Michael Schade, solo

Ein singender Sunnyboy für nur hundert Heroen

Staatsoper. Michael Schade und Jendrik Springer erteilten im Konzert-Finale der Saison eine Lektion in Liedgesang.

Michael Schade pflegt sein Sunnyboy-Image: Wenn er auf die Bühne kommt, kokettiert er jovial mit seinem Publikum, wenn er singt, dirigiert er ein wenig mit - und hebt die Augenbrauen, wenn es im Text doppelbödig zugeht.
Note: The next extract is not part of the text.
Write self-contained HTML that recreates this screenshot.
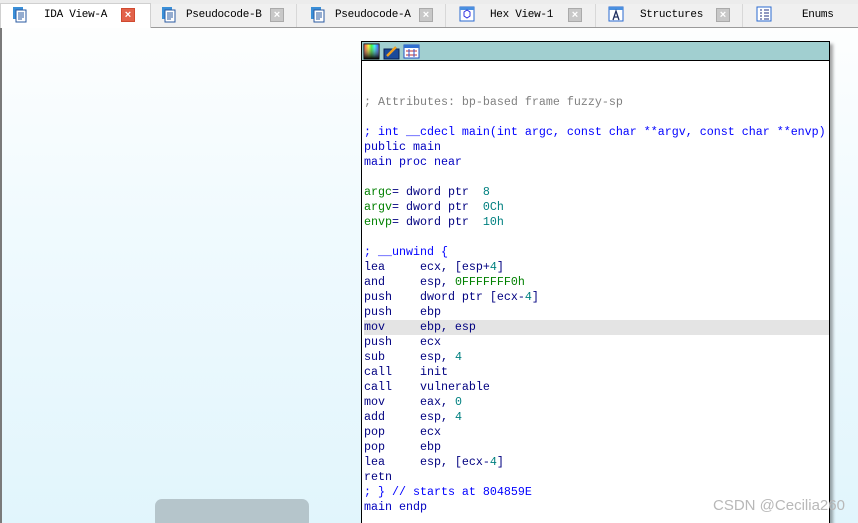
<!DOCTYPE html>
<html><head><meta charset="utf-8"><style>
*{margin:0;padding:0;box-sizing:border-box}
html,body{width:858px;height:523px;overflow:hidden}
body{position:relative;background:#fff;font-family:"Liberation Mono",monospace}
#bar{position:absolute;left:0;top:0;width:858px;height:28px;background:#ececec;border-bottom:2px solid #9a9a9a}
.tab{position:absolute;top:4px;height:23px;background:#f0f0f0;border-right:1px solid #d8d8d8}
.tab.act{top:3px;height:25px;background:#fff;border:1px solid #d0d0d0;border-bottom:none}
.tab span{position:absolute;top:5px;font-size:11px;color:#000;letter-spacing:-0.3px}
.ic{position:absolute;top:2px;width:16px;height:17px}
.x{position:absolute;top:4px;width:14px;height:14px;background:#c8c8c8;border:1px solid #aaa;color:#fff;font:bold 11px/12px "Liberation Sans",sans-serif;text-align:center}
.x.r{background:#e2624a;border-color:#d04a30}
#main{position:absolute;left:0;top:28px;width:858px;height:495px;border-left:2px solid #7a7a7a;background:linear-gradient(#fdfefe,#f0fafe 40%,#e1f5fc)}
#pill{position:absolute;left:155px;top:499px;width:154px;height:30px;background:#b5c5cb;border-radius:7px}
#box{position:absolute;left:361px;top:41px;width:469px;height:483px;border:1px solid #000;border-bottom:none;background:#fff;box-shadow:3px 3px 3px rgba(0,0,0,.35);overflow:hidden}
#hdr{height:19px;background:#a1cfd0;border-bottom:1px solid #000;position:relative}
#code{position:absolute;left:2px;top:8px;font-size:11.67px;line-height:15px;white-space:pre;color:#0000c0}
.l{height:15px;width:465px}
.hl{background:#e4e4e4}
.g{color:#008000}.c{color:#808080}.n{color:#008080}.b{color:#000080}.bl{color:#0000ff}
#wm{position:absolute;left:713px;top:497px;font:15px "Liberation Sans",sans-serif;color:#b8b8b8}
</style></head><body>
<div id="bar">
 <div class="tab act" style="left:0;width:151px">
  <svg class="ic" style="left:11px" viewBox="0 0 16 17"><rect x="1" y="1" width="10" height="12" fill="#3a8fd8"/><rect x="4" y="4" width="10" height="12" fill="#fff" stroke="#2a5aa0"/><path d="M6 7h6M6 9h6M6 11h6M6 13h4" stroke="#2a5aa0"/></svg>
  <span style="left:43px">IDA View-A</span><div class="x r" style="left:120px">×</div></div>
 <div class="tab" style="left:151px;width:146px">
  <svg class="ic" style="left:10px" viewBox="0 0 16 17"><rect x="1" y="1" width="10" height="12" fill="#3a8fd8"/><rect x="4" y="4" width="10" height="12" fill="#fff" stroke="#2a5aa0"/><path d="M6 7h6M6 9h6M6 11h6M6 13h4" stroke="#2a5aa0"/></svg>
  <span style="left:35px">Pseudocode-B</span><div class="x" style="left:119px">×</div></div>
 <div class="tab" style="left:297px;width:149px">
  <svg class="ic" style="left:13px" viewBox="0 0 16 17"><rect x="1" y="1" width="10" height="12" fill="#3a8fd8"/><rect x="4" y="4" width="10" height="12" fill="#fff" stroke="#2a5aa0"/><path d="M6 7h6M6 9h6M6 11h6M6 13h4" stroke="#2a5aa0"/></svg>
  <span style="left:38px">Pseudocode-A</span><div class="x" style="left:122px">×</div></div>
 <div class="tab" style="left:446px;width:150px">
  <svg class="ic" style="left:13px" viewBox="0 0 16 17"><rect x="1" y="1" width="14" height="14" fill="#fff" stroke="#2a6ad0"/><rect x="1" y="1" width="14" height="3" fill="#4a90e0"/><path d="M5 6l3-2 3 2v4l-3 2-3-2z" fill="none" stroke="#3030e0"/></svg>
  <span style="left:44px">Hex View-1</span><div class="x" style="left:122px">×</div></div>
 <div class="tab" style="left:596px;width:147px">
  <svg class="ic" style="left:12px" viewBox="0 0 16 17"><rect x="1" y="1" width="14" height="14" fill="#fff" stroke="#2a6ad0"/><rect x="1" y="1" width="14" height="3" fill="#4a90e0"/><path d="M5 14l3-9 3 9M6 11h4" fill="none" stroke="#203060" stroke-width="1.3"/></svg>
  <span style="left:44px">Structures</span><div class="x" style="left:120px">×</div></div>
 <div class="tab" style="left:743px;width:115px;border:none">
  <svg class="ic" style="left:13px" viewBox="0 0 16 17"><rect x="1" y="1" width="14" height="14" fill="#fff" stroke="#2a6ad0"/><path d="M4 4h2M4 7h2M4 10h2M4 13h2M8 4h5M8 7h5M8 10h5M8 13h5" stroke="#203080"/></svg>
  <span style="left:59px">Enums</span></div>
</div>
<div id="main"></div>
<div id="pill"></div>
<div id="box">
 <div id="hdr">
  <svg style="position:absolute;left:1px;top:1px" width="60" height="17" viewBox="0 0 60 17">
   <defs><linearGradient id="rb" x1="0" x2="1"><stop offset="0" stop-color="#f00"/><stop offset=".3" stop-color="#ff0"/><stop offset=".5" stop-color="#0f0"/><stop offset=".7" stop-color="#0ff"/><stop offset="1" stop-color="#00f"/></linearGradient><linearGradient id="dk" x1="0" y1="0" x2="0" y2="1"><stop offset="0" stop-color="#fff" stop-opacity=".2"/><stop offset="1" stop-color="#000"/></linearGradient></defs>
   <rect x="1" y="1" width="15" height="15" fill="url(#rb)" stroke="#000"/><rect x="1" y="1" width="15" height="15" fill="url(#dk)"/>
   <rect x="21" y="6" width="15" height="10" fill="#1a4a9a" stroke="#0a2050"/><path d="M24 13l9-9" stroke="#f0a020" stroke-width="2.5"/>
   <rect x="41" y="2" width="15" height="13" fill="#fff" stroke="#2050c0"/><rect x="41" y="2" width="15" height="3" fill="#3070d0"/><path d="M43 8h11M43 12h11" stroke="#c03030"/><path d="M46 6v8M51 6v8" stroke="#3050d0"/>
  </svg>
 </div>
 <div id="code">
<div class="l"> </div><div class="l"> </div><div class="l c">; Attributes: bp-based frame fuzzy-sp</div><div class="l"> </div><div class="l bl">; int __cdecl main(int argc, const char **argv, const char **envp)</div><div class="l">public main</div><div class="l">main proc near</div><div class="l"> </div><div class="l"><span class="g">argc</span><span class="b">= dword ptr  </span><span class="n">8</span></div><div class="l"><span class="g">argv</span><span class="b">= dword ptr  </span><span class="n">0Ch</span></div><div class="l"><span class="g">envp</span><span class="b">= dword ptr  </span><span class="n">10h</span></div><div class="l"> </div><div class="l bl">; __unwind {</div><div class="l b">lea     ecx, [esp+<span class="n">4</span>]</div><div class="l b">and     esp, <span class="g">0FFFFFFF0h</span></div><div class="l b">push    dword ptr [ecx-<span class="n">4</span>]</div><div class="l b">push    ebp</div><div class="l b hl">mov     ebp, esp</div><div class="l b">push    ecx</div><div class="l b">sub     esp, <span class="n">4</span></div><div class="l b">call    init</div><div class="l b">call    vulnerable</div><div class="l b">mov     eax, <span class="n">0</span></div><div class="l b">add     esp, <span class="n">4</span></div><div class="l b">pop     ecx</div><div class="l b">pop     ebp</div><div class="l b">lea     esp, [ecx-<span class="n">4</span>]</div><div class="l b">retn</div><div class="l bl">; } // starts at 804859E</div><div class="l">main endp</div>
 </div>
</div>
<div id="wm">CSDN @Cecilia260</div>
</body></html>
Seine Selbstinszenierung könnte manchen im Auditorium davon ablenken, dass hier ein höchst ernsthafter Interpret am Werk ist, der längst vom Opernstar, der auch Lieder singt, zum bedeutenden Exegeten der nur nach außen hin "kleineren" Form geworden ist.

Nichts Geringeres als Beethovens "An die ferne Geliebte" stellten Schade und sein Klavierpartner Jendrik Springer an den Beginn ihres Abends im virusbedingt konzertanten Staatsopern-Ersatzprogramm zum Saisonausklang. Da sollte man schon in den ersten Takten genauer zuhören. Denn Schade betont stärker denn je die Bedeutung des Textes und seiner Führungsrolle, prüft jede Phrase, jedes einzelne Wort auf den Sinngehalt. Dass es bei aller Detailgenauigkeit dann dennoch Melodien sind, die da erklingen, erweist die große Gestaltungskunst.

Selbst die oft überhastete Attitüde in den aufgeregten Momenten am Endes des ersten Liedes und am Schluss der Reihe fällt nicht aus dem liedhaften Rahmen, obwohl sie - dem Genius Loci gehorchend? - in theatralische Accelerandi münden, die auch die Fertigkeit des Pianisten bis an die Grenzen fordern. Ganz intim agierten Schade und Springer dann bei Schubert - oft bis zum Flüsterton zurückgenommene Piani schufen die rechte Atmosphäre für kecke Liebesbotschaften; oder für die gar schröckliche Geschichte vom armen "Fischer", den die Wassernixe in den Tod holt - alles nicht so wild, er stirbt mit Lust, sagt uns Michael Schade vokal wie gestisch: "Halb zog sie ihn, halb sank er hin" - weg war er. So kommt's.

Ist ja vielleicht alles nur ein Spiel. Das ist das Schön-Gefährliche an biedermeierlichen Visionen und poetischen Bildern. Auch beim Gesprudel, das im Bächlein herrscht, kommt ja zunächst niemand auf die Idee, dass die launische Forelle bald am Angelhaken hängen würde. Ein bisschen darf dann auch noch der Gedanke an ein schmackhaftes Fischmenü mitschwingen.

Hausmusik und Wienerlied

Seine "100 Heroen", wie er das regelbedingt spärliche Publikum moderierend nannte, hatte der Tenor da längst auf den Hausmusik-Ton eingestimmt. Ganz ohne direkte Bezüge zu den Anwesenden wird es ja auch bei den wienerischen Schubertiaden einstens nicht abgegangen sein. Das konnte - und kann - lehrreich sein: Wer weiß schon, dass sich Schubert, seinem großen Vorbild Beethoven zum Trotz, auch an eine Vertonung von Matthisons "Adelaide" gewagt hat?

Nach einem Richard-Strauss-Block hätte sich Schade nicht entschuldigen müssen, dass er und Jendrik Springer, "zwei Deutsche", sich an "Mei Muatterl war a Weanerin" wagten - beide gehören ja längst hierher. Der Tenor durfte sogar anmerken, dass er manche Kollegin in seiner langen Staatsopern-Karriere daran erinnert hat, wie wichtig das Wort nicht nur im Liedgesang ist.

Den Beweis hat er mit seinem jüngsten Auftritt geliefert - bis zum Ende, mit Lehar und Richard Strauss' gehauchter Versicherung, auch morgen würde "die Sonne wieder scheinen".